§ **RECORDED INFORMATION**:
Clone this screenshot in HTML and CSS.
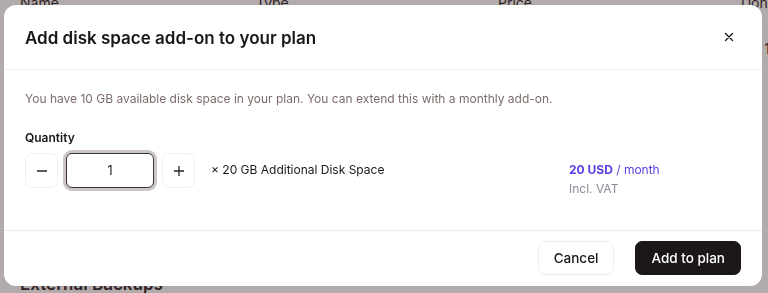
FILE: index.html
```html
<!DOCTYPE html>
<html lang="en">

<head>
    <meta charset="UTF-8">
    <meta name="viewport" content="width=device-width, initial-scale=1.0">
    <title>Disk space add-on</title>
    <link rel="stylesheet" href="styles.css">
</head>

<body>
    <div class="page">
        <div class="table-head">
            <span>Name</span>
            <span>Type</span>
            <span>Price</span>
            <span>Done</span>
        </div>
        <div class="table-row"><span class="row-num">1</span></div>
        <h3 class="section-title">External Backups</h3>
    </div>

    <div class="overlay">
        <div class="modal">
            <header class="modal-header">
                <h2>Add disk space add-on to your plan</h2>
                <button class="close" aria-label="Close">
                    <svg width="10" height="10" viewBox="0 0 10 10">
                        <path d="M1.5 1.5 L8.5 8.5 M8.5 1.5 L1.5 8.5" stroke="#1c1717" stroke-width="1.4" stroke-linecap="round" />
                    </svg>
                </button>
            </header>

            <section class="modal-body">
                <p class="intro">You have 10 GB available disk space in your plan. You can extend this with a monthly add-on.</p>
                <label class="qty-label" for="qty">Quantity</label>
                <div class="qty-row">
                    <div class="stepper">
                        <button class="step-btn" aria-label="Decrease">
                            <svg width="12" height="12" viewBox="0 0 12 12"><path d="M1 6 H11" stroke="#2a2323" stroke-width="1.3" /></svg>
                        </button>
                        <input id="qty" class="qty-input" type="text" value="1">
                        <button class="step-btn" aria-label="Increase">
                            <svg width="12" height="12" viewBox="0 0 12 12"><path d="M1 6 H11 M6 1 V11" stroke="#2a2323" stroke-width="1.3" /></svg>
                        </button>
                    </div>
                    <span class="item-name">× 20 GB Additional Disk Space</span>
                    <div class="price">
                        <div class="price-main"><strong>20 USD</strong> / month</div>
                        <div class="price-note">Incl. VAT</div>
                    </div>
                </div>
            </section>

            <footer class="modal-footer">
                <button class="btn btn-light">Cancel</button>
                <button class="btn btn-dark">Add to plan</button>
            </footer>
        </div>
    </div>
</body>

</html>
```

FILE: styles.css
```css
* {
    box-sizing: border-box;
    margin: 0;
    padding: 0;
    font-family: Inter, "Noto Sans", Arial, sans-serif;
}

body {
    background-color: #fff;
    width: 768px;
    height: 293px;
    overflow: hidden;
}

.page {
    padding: 0 20px;
    color: #3d3333;
}

.table-head {
    display: grid;
    grid-template-columns: 236px 242px 243px 1fr;
    margin-top: -6px;
    height: 36px;
    align-items: flex-start;
    font-size: 14px;
    border-bottom: 1px solid #e5dede;
}

.table-row {
    height: 40px;
    padding-top: 10px;
    text-align: right;
    font-size: 14px;
    border-bottom: 1px solid #e5dede;
}

.row-num {
    margin-right: -22px;
}

.section-title {
    margin-top: 204px;
    font-size: 17px;
    font-weight: 600;
}

.overlay {
    position: fixed;
    top: 0;
    left: 0;
    width: 100%;
    height: 100%;
    background-color: rgba(20, 0, 0, 0.33);
    display: flex;
    justify-content: flex-start;
    align-items: flex-start;
    padding: 5px 0 0 4px;
}

.modal {
    width: 758px;
    background-color: #fff;
    border-radius: 12px;
    overflow: hidden;
}

.modal-header {
    height: 65px;
    padding: 0 21px;
    display: flex;
    align-items: center;
    justify-content: space-between;
    border-bottom: 1px solid #f6eeec;
}

.modal-header h2 {
    font-size: 17px;
    font-weight: 600;
    color: #1c1717;
    padding-top: 1px;
}

.close {
    border: none;
    background: none;
    width: 16px;
    height: 16px;
    display: flex;
    align-items: center;
    justify-content: center;
    margin-right: 4px;
    cursor: pointer;
}

.modal-body {
    padding: 19px 21px 32px;
    border-bottom: 1px solid #efe9e9;
}

.intro {
    font-size: 12px;
    line-height: 20px;
    color: #7e6b6b;
}

.qty-label {
    display: block;
    margin-top: 19px;
    font-size: 12px;
    font-weight: 600;
    line-height: 20px;
    color: #1c1717;
}

.qty-row {
    display: flex;
    align-items: flex-start;
    margin-top: 5px;
}

.stepper {
    display: flex;
    align-items: center;
    gap: 8px;
}

.step-btn {
    width: 33px;
    height: 35px;
    border: 1px solid #f3eded;
    border-radius: 7px;
    background-color: #fff;
    display: flex;
    align-items: center;
    justify-content: center;
}

.qty-input {
    width: 88px;
    height: 35px;
    border: 1px solid #3b3434;
    border-radius: 6px;
    box-shadow: 0 0 0 3px #cdc4c4;
    text-align: center;
    font-size: 12.5px;
    color: #1c1717;
    outline: none;
}

.item-name {
    margin-left: 16px;
    margin-top: 7px;
    font-size: 12px;
    line-height: 20px;
    color: #1c1717;
    width: 358px;
}

.price {
    margin-top: 7px;
    font-size: 12px;
    line-height: 19px;
}

.price-main {
    color: #5a3fe6;
}

.price-main strong {
    font-weight: 700;
}

.price-note {
    color: #8b8a96;
}

.modal-footer {
    display: flex;
    justify-content: flex-end;
    gap: 21px;
    padding: 10px 21px 11px;
}

.btn {
    height: 34px;
    padding: 0 15px;
    border-radius: 7px;
    font-size: 13.5px;
    font-weight: 500;
    cursor: pointer;
}

.btn-light {
    background-color: #fff;
    border: 1px solid #f2eaea;
    color: #1c1717;
}

.btn-dark {
    background-color: #1c1717;
    border: 1px solid #1c1717;
    color: #fff;
}
```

§ **TASK STATEMENT**:
Set the listing down in full and exactly. Pictures within it should not appear in the copy.

§ **WORKED SOLUTION**:
Clone this screenshot in HTML and CSS.
FILE: index.html
```html
<!DOCTYPE html>
<html lang="en">

<head>
    <meta charset="UTF-8">
    <meta name="viewport" content="width=device-width, initial-scale=1.0">
    <title>Disk space add-on</title>
    <link rel="stylesheet" href="styles.css">
</head>

<body>
    <div class="page">
        <div class="table-head">
            <span>Name</span>
            <span>Type</span>
            <span>Price</span>
            <span>Done</span>
        </div>
        <div class="table-row"><span class="row-num">1</span></div>
        <h3 class="section-title">External Backups</h3>
    </div>

    <div class="overlay">
        <div class="modal">
            <header class="modal-header">
                <h2>Add disk space add-on to your plan</h2>
                <button class="close" aria-label="Close">
                    <svg width="10" height="10" viewBox="0 0 10 10">
                        <path d="M1.5 1.5 L8.5 8.5 M8.5 1.5 L1.5 8.5" stroke="#1c1717" stroke-width="1.4" stroke-linecap="round" />
                    </svg>
                </button>
            </header>

            <section class="modal-body">
                <p class="intro">You have 10 GB available disk space in your plan. You can extend this with a monthly add-on.</p>
                <label class="qty-label" for="qty">Quantity</label>
                <div class="qty-row">
                    <div class="stepper">
                        <button class="step-btn" aria-label="Decrease">
                            <svg width="12" height="12" viewBox="0 0 12 12"><path d="M1 6 H11" stroke="#2a2323" stroke-width="1.3" /></svg>
                        </button>
                        <input id="qty" class="qty-input" type="text" value="1">
                        <button class="step-btn" aria-label="Increase">
                            <svg width="12" height="12" viewBox="0 0 12 12"><path d="M1 6 H11 M6 1 V11" stroke="#2a2323" stroke-width="1.3" /></svg>
                        </button>
                    </div>
                    <span class="item-name">× 20 GB Additional Disk Space</span>
                    <div class="price">
                        <div class="price-main"><strong>20 USD</strong> / month</div>
                        <div class="price-note">Incl. VAT</div>
                    </div>
                </div>
            </section>

            <footer class="modal-footer">
                <button class="btn btn-light">Cancel</button>
                <button class="btn btn-dark">Add to plan</button>
            </footer>
        </div>
    </div>
</body>

</html>
```

FILE: styles.css
```css
* {
    box-sizing: border-box;
    margin: 0;
    padding: 0;
    font-family: Inter, "Noto Sans", Arial, sans-serif;
}

body {
    background-color: #fff;
    width: 768px;
    height: 293px;
    overflow: hidden;
}

.page {
    padding: 0 20px;
    color: #3d3333;
}

.table-head {
    display: grid;
    grid-template-columns: 236px 242px 243px 1fr;
    margin-top: -6px;
    height: 36px;
    align-items: flex-start;
    font-size: 14px;
    border-bottom: 1px solid #e5dede;
}

.table-row {
    height: 40px;
    padding-top: 10px;
    text-align: right;
    font-size: 14px;
    border-bottom: 1px solid #e5dede;
}

.row-num {
    margin-right: -22px;
}

.section-title {
    margin-top: 204px;
    font-size: 17px;
    font-weight: 600;
}

.overlay {
    position: fixed;
    top: 0;
    left: 0;
    width: 100%;
    height: 100%;
    background-color: rgba(20, 0, 0, 0.33);
    display: flex;
    justify-content: flex-start;
    align-items: flex-start;
    padding: 5px 0 0 4px;
}

.modal {
    width: 758px;
    background-color: #fff;
    border-radius: 12px;
    overflow: hidden;
}

.modal-header {
    height: 65px;
    padding: 0 21px;
    display: flex;
    align-items: center;
    justify-content: space-between;
    border-bottom: 1px solid #f6eeec;
}

.modal-header h2 {
    font-size: 17px;
    font-weight: 600;
    color: #1c1717;
    padding-top: 1px;
}

.close {
    border: none;
    background: none;
    width: 16px;
    height: 16px;
    display: flex;
    align-items: center;
    justify-content: center;
    margin-right: 4px;
    cursor: pointer;
}

.modal-body {
    padding: 19px 21px 32px;
    border-bottom: 1px solid #efe9e9;
}

.intro {
    font-size: 12px;
    line-height: 20px;
    color: #7e6b6b;
}

.qty-label {
    display: block;
    margin-top: 19px;
    font-size: 12px;
    font-weight: 600;
    line-height: 20px;
    color: #1c1717;
}

.qty-row {
    display: flex;
    align-items: flex-start;
    margin-top: 5px;
}

.stepper {
    display: flex;
    align-items: center;
    gap: 8px;
}

.step-btn {
    width: 33px;
    height: 35px;
    border: 1px solid #f3eded;
    border-radius: 7px;
    background-color: #fff;
    display: flex;
    align-items: center;
    justify-content: center;
}

.qty-input {
    width: 88px;
    height: 35px;
    border: 1px solid #3b3434;
    border-radius: 6px;
    box-shadow: 0 0 0 3px #cdc4c4;
    text-align: center;
    font-size: 12.5px;
    color: #1c1717;
    outline: none;
}

.item-name {
    margin-left: 16px;
    margin-top: 7px;
    font-size: 12px;
    line-height: 20px;
    color: #1c1717;
    width: 358px;
}

.price {
    margin-top: 7px;
    font-size: 12px;
    line-height: 19px;
}

.price-main {
    color: #5a3fe6;
}

.price-main strong {
    font-weight: 700;
}

.price-note {
    color: #8b8a96;
}

.modal-footer {
    display: flex;
    justify-content: flex-end;
    gap: 21px;
    padding: 10px 21px 11px;
}

.btn {
    height: 34px;
    padding: 0 15px;
    border-radius: 7px;
    font-size: 13.5px;
    font-weight: 500;
    cursor: pointer;
}

.btn-light {
    background-color: #fff;
    border: 1px solid #f2eaea;
    color: #1c1717;
}

.btn-dark {
    background-color: #1c1717;
    border: 1px solid #1c1717;
    color: #fff;
}
```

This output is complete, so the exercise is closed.